**Stated goal**
Carry none of the pictures over; set down the material below exactly.

**Provided material**
-------

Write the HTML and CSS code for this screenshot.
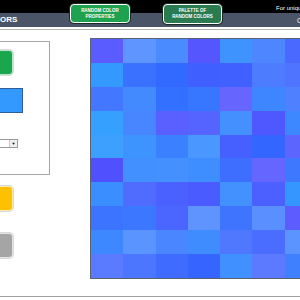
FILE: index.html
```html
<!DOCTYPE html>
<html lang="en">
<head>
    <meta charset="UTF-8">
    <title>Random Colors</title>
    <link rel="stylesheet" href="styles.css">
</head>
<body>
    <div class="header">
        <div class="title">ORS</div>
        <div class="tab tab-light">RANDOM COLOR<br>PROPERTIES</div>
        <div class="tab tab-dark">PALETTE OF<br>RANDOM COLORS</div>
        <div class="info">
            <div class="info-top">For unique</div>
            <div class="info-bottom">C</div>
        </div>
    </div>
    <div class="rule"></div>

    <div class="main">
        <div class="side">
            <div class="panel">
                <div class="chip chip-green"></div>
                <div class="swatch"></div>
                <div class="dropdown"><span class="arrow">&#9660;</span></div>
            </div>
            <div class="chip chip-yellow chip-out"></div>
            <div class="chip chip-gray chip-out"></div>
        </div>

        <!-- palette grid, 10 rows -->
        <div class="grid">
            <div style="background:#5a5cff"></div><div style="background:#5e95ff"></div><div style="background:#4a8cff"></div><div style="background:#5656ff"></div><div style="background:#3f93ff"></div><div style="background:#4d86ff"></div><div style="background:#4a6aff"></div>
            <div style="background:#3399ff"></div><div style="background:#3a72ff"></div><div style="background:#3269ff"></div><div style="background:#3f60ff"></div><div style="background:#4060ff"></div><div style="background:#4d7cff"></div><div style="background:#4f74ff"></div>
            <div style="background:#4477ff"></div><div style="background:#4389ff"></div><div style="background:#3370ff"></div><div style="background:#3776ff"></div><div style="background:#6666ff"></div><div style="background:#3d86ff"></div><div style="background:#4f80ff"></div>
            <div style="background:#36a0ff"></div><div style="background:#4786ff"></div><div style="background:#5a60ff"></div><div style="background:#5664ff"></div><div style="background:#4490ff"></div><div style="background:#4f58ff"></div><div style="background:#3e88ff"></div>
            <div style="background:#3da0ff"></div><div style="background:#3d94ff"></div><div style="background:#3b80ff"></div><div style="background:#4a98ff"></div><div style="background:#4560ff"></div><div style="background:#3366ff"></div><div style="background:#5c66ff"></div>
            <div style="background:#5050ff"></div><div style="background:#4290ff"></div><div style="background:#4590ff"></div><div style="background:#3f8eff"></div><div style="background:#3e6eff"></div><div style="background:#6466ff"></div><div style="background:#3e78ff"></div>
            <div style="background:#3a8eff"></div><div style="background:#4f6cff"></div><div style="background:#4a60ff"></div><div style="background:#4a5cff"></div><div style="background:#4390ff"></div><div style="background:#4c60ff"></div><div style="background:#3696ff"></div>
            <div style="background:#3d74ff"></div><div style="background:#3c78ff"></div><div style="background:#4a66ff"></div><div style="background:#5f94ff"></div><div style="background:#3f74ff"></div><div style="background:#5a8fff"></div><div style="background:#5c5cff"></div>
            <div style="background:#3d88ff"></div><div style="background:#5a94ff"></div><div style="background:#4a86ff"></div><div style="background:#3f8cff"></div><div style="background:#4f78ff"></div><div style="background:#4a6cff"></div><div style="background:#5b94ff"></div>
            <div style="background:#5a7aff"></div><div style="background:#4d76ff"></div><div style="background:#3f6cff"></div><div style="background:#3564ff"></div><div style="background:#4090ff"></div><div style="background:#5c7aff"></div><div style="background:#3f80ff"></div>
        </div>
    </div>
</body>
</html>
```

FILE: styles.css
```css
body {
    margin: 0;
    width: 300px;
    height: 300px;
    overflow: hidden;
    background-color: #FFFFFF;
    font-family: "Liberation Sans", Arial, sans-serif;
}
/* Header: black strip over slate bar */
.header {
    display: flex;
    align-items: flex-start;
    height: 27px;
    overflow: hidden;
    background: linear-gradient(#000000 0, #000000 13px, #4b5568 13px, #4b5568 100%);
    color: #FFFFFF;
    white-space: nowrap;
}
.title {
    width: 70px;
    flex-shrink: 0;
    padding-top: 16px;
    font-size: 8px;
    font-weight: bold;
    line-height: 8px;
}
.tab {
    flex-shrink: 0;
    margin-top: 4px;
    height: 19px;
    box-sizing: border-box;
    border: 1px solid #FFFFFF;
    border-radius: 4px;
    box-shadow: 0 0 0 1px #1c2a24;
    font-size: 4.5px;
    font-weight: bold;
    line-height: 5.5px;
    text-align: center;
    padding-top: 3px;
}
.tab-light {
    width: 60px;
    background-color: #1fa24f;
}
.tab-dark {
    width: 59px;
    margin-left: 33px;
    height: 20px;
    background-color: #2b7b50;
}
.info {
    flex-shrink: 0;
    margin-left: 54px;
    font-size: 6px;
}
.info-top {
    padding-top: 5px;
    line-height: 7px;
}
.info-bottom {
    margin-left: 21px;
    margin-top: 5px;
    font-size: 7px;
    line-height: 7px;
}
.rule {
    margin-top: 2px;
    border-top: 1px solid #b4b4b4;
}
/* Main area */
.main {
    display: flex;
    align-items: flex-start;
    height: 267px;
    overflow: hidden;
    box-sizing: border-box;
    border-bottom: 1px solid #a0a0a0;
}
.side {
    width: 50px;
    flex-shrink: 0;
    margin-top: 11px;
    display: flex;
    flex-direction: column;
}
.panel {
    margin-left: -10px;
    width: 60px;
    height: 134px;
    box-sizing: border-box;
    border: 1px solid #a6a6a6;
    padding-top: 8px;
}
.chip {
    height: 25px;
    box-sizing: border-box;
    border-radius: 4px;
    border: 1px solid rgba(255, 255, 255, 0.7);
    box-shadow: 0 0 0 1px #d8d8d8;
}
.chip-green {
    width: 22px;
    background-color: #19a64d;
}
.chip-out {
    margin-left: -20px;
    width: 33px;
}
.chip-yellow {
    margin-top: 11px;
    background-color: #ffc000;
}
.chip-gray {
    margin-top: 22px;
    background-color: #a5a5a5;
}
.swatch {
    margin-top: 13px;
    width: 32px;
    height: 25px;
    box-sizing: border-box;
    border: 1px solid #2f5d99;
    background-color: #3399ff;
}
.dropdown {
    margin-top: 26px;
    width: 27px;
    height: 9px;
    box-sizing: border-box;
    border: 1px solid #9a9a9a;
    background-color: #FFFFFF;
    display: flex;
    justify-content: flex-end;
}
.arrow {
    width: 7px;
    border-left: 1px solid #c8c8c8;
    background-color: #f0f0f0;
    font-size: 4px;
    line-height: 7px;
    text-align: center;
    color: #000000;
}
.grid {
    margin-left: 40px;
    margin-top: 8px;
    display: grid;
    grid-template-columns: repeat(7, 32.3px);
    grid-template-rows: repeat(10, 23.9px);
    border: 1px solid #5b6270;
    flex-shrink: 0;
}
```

-------

**Completed exercise**
Write the HTML and CSS code for this screenshot.
FILE: index.html
```html
<!DOCTYPE html>
<html lang="en">
<head>
    <meta charset="UTF-8">
    <title>Random Colors</title>
    <link rel="stylesheet" href="styles.css">
</head>
<body>
    <div class="header">
        <div class="title">ORS</div>
        <div class="tab tab-light">RANDOM COLOR<br>PROPERTIES</div>
        <div class="tab tab-dark">PALETTE OF<br>RANDOM COLORS</div>
        <div class="info">
            <div class="info-top">For unique</div>
            <div class="info-bottom">C</div>
        </div>
    </div>
    <div class="rule"></div>

    <div class="main">
        <div class="side">
            <div class="panel">
                <div class="chip chip-green"></div>
                <div class="swatch"></div>
                <div class="dropdown"><span class="arrow">&#9660;</span></div>
            </div>
            <div class="chip chip-yellow chip-out"></div>
            <div class="chip chip-gray chip-out"></div>
        </div>

        <!-- palette grid, 10 rows -->
        <div class="grid">
            <div style="background:#5a5cff"></div><div style="background:#5e95ff"></div><div style="background:#4a8cff"></div><div style="background:#5656ff"></div><div style="background:#3f93ff"></div><div style="background:#4d86ff"></div><div style="background:#4a6aff"></div>
            <div style="background:#3399ff"></div><div style="background:#3a72ff"></div><div style="background:#3269ff"></div><div style="background:#3f60ff"></div><div style="background:#4060ff"></div><div style="background:#4d7cff"></div><div style="background:#4f74ff"></div>
            <div style="background:#4477ff"></div><div style="background:#4389ff"></div><div style="background:#3370ff"></div><div style="background:#3776ff"></div><div style="background:#6666ff"></div><div style="background:#3d86ff"></div><div style="background:#4f80ff"></div>
            <div style="background:#36a0ff"></div><div style="background:#4786ff"></div><div style="background:#5a60ff"></div><div style="background:#5664ff"></div><div style="background:#4490ff"></div><div style="background:#4f58ff"></div><div style="background:#3e88ff"></div>
            <div style="background:#3da0ff"></div><div style="background:#3d94ff"></div><div style="background:#3b80ff"></div><div style="background:#4a98ff"></div><div style="background:#4560ff"></div><div style="background:#3366ff"></div><div style="background:#5c66ff"></div>
            <div style="background:#5050ff"></div><div style="background:#4290ff"></div><div style="background:#4590ff"></div><div style="background:#3f8eff"></div><div style="background:#3e6eff"></div><div style="background:#6466ff"></div><div style="background:#3e78ff"></div>
            <div style="background:#3a8eff"></div><div style="background:#4f6cff"></div><div style="background:#4a60ff"></div><div style="background:#4a5cff"></div><div style="background:#4390ff"></div><div style="background:#4c60ff"></div><div style="background:#3696ff"></div>
            <div style="background:#3d74ff"></div><div style="background:#3c78ff"></div><div style="background:#4a66ff"></div><div style="background:#5f94ff"></div><div style="background:#3f74ff"></div><div style="background:#5a8fff"></div><div style="background:#5c5cff"></div>
            <div style="background:#3d88ff"></div><div style="background:#5a94ff"></div><div style="background:#4a86ff"></div><div style="background:#3f8cff"></div><div style="background:#4f78ff"></div><div style="background:#4a6cff"></div><div style="background:#5b94ff"></div>
            <div style="background:#5a7aff"></div><div style="background:#4d76ff"></div><div style="background:#3f6cff"></div><div style="background:#3564ff"></div><div style="background:#4090ff"></div><div style="background:#5c7aff"></div><div style="background:#3f80ff"></div>
        </div>
    </div>
</body>
</html>
```

FILE: styles.css
```css
body {
    margin: 0;
    width: 300px;
    height: 300px;
    overflow: hidden;
    background-color: #FFFFFF;
    font-family: "Liberation Sans", Arial, sans-serif;
}
/* Header: black strip over slate bar */
.header {
    display: flex;
    align-items: flex-start;
    height: 27px;
    overflow: hidden;
    background: linear-gradient(#000000 0, #000000 13px, #4b5568 13px, #4b5568 100%);
    color: #FFFFFF;
    white-space: nowrap;
}
.title {
    width: 70px;
    flex-shrink: 0;
    padding-top: 16px;
    font-size: 8px;
    font-weight: bold;
    line-height: 8px;
}
.tab {
    flex-shrink: 0;
    margin-top: 4px;
    height: 19px;
    box-sizing: border-box;
    border: 1px solid #FFFFFF;
    border-radius: 4px;
    box-shadow: 0 0 0 1px #1c2a24;
    font-size: 4.5px;
    font-weight: bold;
    line-height: 5.5px;
    text-align: center;
    padding-top: 3px;
}
.tab-light {
    width: 60px;
    background-color: #1fa24f;
}
.tab-dark {
    width: 59px;
    margin-left: 33px;
    height: 20px;
    background-color: #2b7b50;
}
.info {
    flex-shrink: 0;
    margin-left: 54px;
    font-size: 6px;
}
.info-top {
    padding-top: 5px;
    line-height: 7px;
}
.info-bottom {
    margin-left: 21px;
    margin-top: 5px;
    font-size: 7px;
    line-height: 7px;
}
.rule {
    margin-top: 2px;
    border-top: 1px solid #b4b4b4;
}
/* Main area */
.main {
    display: flex;
    align-items: flex-start;
    height: 267px;
    overflow: hidden;
    box-sizing: border-box;
    border-bottom: 1px solid #a0a0a0;
}
.side {
    width: 50px;
    flex-shrink: 0;
    margin-top: 11px;
    display: flex;
    flex-direction: column;
}
.panel {
    margin-left: -10px;
    width: 60px;
    height: 134px;
    box-sizing: border-box;
    border: 1px solid #a6a6a6;
    padding-top: 8px;
}
.chip {
    height: 25px;
    box-sizing: border-box;
    border-radius: 4px;
    border: 1px solid rgba(255, 255, 255, 0.7);
    box-shadow: 0 0 0 1px #d8d8d8;
}
.chip-green {
    width: 22px;
    background-color: #19a64d;
}
.chip-out {
    margin-left: -20px;
    width: 33px;
}
.chip-yellow {
    margin-top: 11px;
    background-color: #ffc000;
}
.chip-gray {
    margin-top: 22px;
    background-color: #a5a5a5;
}
.swatch {
    margin-top: 13px;
    width: 32px;
    height: 25px;
    box-sizing: border-box;
    border: 1px solid #2f5d99;
    background-color: #3399ff;
}
.dropdown {
    margin-top: 26px;
    width: 27px;
    height: 9px;
    box-sizing: border-box;
    border: 1px solid #9a9a9a;
    background-color: #FFFFFF;
    display: flex;
    justify-content: flex-end;
}
.arrow {
    width: 7px;
    border-left: 1px solid #c8c8c8;
    background-color: #f0f0f0;
    font-size: 4px;
    line-height: 7px;
    text-align: center;
    color: #000000;
}
.grid {
    margin-left: 40px;
    margin-top: 8px;
    display: grid;
    grid-template-columns: repeat(7, 32.3px);
    grid-template-rows: repeat(10, 23.9px);
    border: 1px solid #5b6270;
    flex-shrink: 0;
}
```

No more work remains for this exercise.